* Requirement
Look through the data and write out every line with the word "screenshot" in it.

◆ ◆ ◆ ◆ ◆ ◆ ◆

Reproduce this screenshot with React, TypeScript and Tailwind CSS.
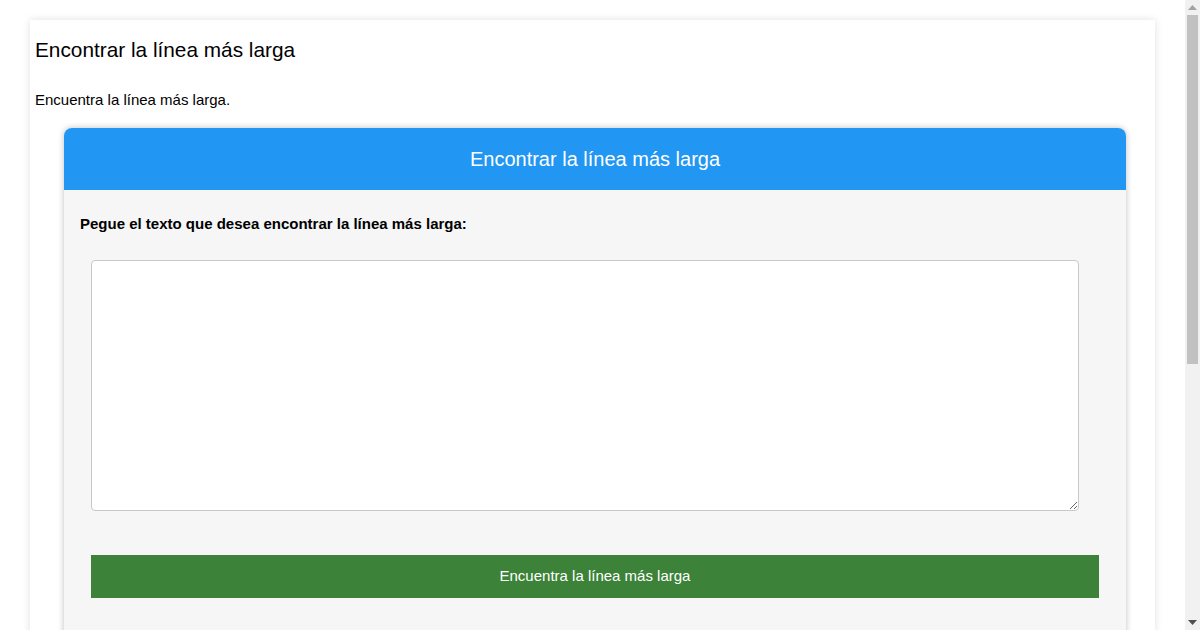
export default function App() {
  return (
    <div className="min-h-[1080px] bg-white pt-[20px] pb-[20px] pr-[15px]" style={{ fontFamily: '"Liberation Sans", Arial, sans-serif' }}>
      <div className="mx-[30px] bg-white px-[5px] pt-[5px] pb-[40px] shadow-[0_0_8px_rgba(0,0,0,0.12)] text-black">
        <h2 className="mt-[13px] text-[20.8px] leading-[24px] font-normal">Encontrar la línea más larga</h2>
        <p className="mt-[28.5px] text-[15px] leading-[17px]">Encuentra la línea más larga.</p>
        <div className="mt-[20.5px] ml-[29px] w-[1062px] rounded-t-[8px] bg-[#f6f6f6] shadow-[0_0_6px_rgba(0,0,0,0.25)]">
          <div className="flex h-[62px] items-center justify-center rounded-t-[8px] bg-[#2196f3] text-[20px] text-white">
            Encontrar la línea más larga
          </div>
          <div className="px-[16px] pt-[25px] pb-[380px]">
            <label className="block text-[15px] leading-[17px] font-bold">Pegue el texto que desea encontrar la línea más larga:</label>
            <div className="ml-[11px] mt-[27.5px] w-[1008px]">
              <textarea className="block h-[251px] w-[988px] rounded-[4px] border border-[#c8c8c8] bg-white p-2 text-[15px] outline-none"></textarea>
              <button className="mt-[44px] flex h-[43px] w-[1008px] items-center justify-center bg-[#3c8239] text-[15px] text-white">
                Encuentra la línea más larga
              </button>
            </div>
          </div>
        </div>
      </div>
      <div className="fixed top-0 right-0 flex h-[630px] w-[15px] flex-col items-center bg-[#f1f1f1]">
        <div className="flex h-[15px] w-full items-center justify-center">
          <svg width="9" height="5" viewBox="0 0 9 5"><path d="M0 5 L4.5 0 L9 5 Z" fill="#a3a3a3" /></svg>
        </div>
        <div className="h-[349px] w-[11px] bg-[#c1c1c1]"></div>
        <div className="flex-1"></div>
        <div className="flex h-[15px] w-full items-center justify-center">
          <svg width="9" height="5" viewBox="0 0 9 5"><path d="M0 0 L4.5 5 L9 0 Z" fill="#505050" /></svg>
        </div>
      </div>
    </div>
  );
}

◆ ◆ ◆ ◆ ◆ ◆ ◆

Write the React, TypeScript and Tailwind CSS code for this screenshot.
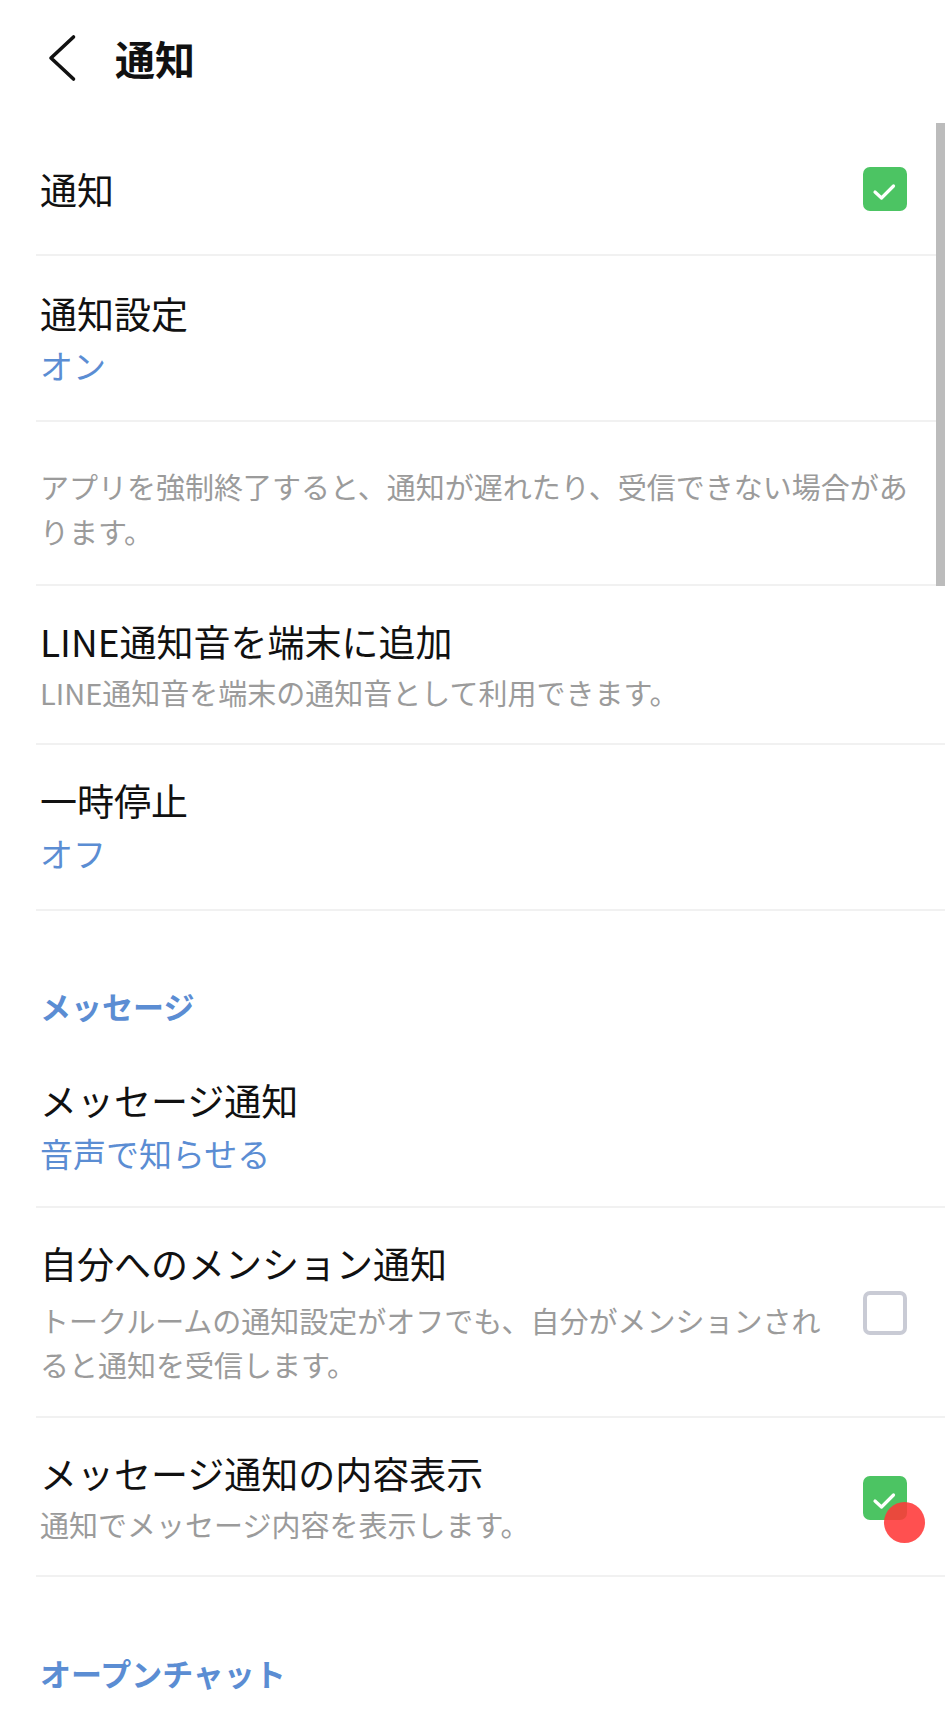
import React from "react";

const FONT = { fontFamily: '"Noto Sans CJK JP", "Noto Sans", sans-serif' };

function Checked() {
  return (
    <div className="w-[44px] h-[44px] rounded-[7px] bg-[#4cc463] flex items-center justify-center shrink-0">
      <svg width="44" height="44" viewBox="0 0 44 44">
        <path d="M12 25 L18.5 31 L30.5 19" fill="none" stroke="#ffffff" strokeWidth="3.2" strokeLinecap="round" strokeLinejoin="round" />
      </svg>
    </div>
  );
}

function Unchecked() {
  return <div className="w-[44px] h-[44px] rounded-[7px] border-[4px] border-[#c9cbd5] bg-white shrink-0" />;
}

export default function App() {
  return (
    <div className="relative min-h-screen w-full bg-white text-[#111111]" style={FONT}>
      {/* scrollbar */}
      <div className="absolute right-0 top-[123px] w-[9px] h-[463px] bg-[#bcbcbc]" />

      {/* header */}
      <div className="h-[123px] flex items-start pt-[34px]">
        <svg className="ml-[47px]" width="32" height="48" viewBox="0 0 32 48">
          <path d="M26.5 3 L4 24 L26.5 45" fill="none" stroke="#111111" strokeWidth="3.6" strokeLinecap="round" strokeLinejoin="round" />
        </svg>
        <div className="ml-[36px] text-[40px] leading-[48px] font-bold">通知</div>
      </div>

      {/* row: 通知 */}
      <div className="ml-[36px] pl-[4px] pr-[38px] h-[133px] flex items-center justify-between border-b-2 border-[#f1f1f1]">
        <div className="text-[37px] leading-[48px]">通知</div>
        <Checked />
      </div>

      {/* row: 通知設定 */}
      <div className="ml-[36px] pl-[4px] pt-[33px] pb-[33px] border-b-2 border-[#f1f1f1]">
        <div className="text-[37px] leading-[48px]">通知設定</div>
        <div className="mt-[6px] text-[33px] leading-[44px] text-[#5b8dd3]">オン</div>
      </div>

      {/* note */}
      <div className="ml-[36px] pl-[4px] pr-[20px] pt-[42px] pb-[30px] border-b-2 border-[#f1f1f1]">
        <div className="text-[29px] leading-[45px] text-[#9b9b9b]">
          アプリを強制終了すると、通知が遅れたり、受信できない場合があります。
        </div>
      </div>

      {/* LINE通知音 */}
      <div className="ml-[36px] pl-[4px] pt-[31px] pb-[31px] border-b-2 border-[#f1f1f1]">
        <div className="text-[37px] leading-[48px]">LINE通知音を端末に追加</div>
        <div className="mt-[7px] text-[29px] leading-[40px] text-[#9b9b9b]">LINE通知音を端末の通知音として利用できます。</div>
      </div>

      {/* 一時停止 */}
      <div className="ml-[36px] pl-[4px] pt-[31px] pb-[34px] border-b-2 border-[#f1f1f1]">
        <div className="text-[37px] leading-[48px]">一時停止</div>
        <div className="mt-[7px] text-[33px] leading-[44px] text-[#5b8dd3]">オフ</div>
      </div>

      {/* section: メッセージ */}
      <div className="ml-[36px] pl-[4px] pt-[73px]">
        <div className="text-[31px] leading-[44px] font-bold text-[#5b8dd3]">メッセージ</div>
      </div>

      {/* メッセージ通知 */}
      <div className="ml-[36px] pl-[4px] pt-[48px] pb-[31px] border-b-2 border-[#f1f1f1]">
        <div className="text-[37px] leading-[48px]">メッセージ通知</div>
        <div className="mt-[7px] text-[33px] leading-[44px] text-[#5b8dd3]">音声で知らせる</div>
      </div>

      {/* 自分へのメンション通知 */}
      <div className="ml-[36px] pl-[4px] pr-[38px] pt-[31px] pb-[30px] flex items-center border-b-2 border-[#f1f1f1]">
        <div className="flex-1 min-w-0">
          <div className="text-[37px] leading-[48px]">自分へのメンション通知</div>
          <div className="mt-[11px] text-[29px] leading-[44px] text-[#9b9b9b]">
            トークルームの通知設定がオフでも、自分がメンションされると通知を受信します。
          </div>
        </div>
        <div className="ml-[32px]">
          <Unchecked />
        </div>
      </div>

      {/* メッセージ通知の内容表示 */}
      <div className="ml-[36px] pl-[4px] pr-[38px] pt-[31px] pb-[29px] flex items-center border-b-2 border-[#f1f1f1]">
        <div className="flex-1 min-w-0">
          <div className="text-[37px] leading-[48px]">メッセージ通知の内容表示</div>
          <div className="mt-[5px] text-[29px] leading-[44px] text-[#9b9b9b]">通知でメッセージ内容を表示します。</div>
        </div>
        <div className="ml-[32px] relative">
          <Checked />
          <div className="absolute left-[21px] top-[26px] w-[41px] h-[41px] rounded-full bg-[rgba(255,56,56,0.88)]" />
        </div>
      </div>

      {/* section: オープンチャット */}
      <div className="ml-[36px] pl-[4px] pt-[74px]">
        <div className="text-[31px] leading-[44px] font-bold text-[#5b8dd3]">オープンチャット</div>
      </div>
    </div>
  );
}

◆ ◆ ◆ ◆ ◆ ◆ ◆

* Task solution
Reproduce this screenshot with React, TypeScript and Tailwind CSS.
Write the React, TypeScript and Tailwind CSS code for this screenshot.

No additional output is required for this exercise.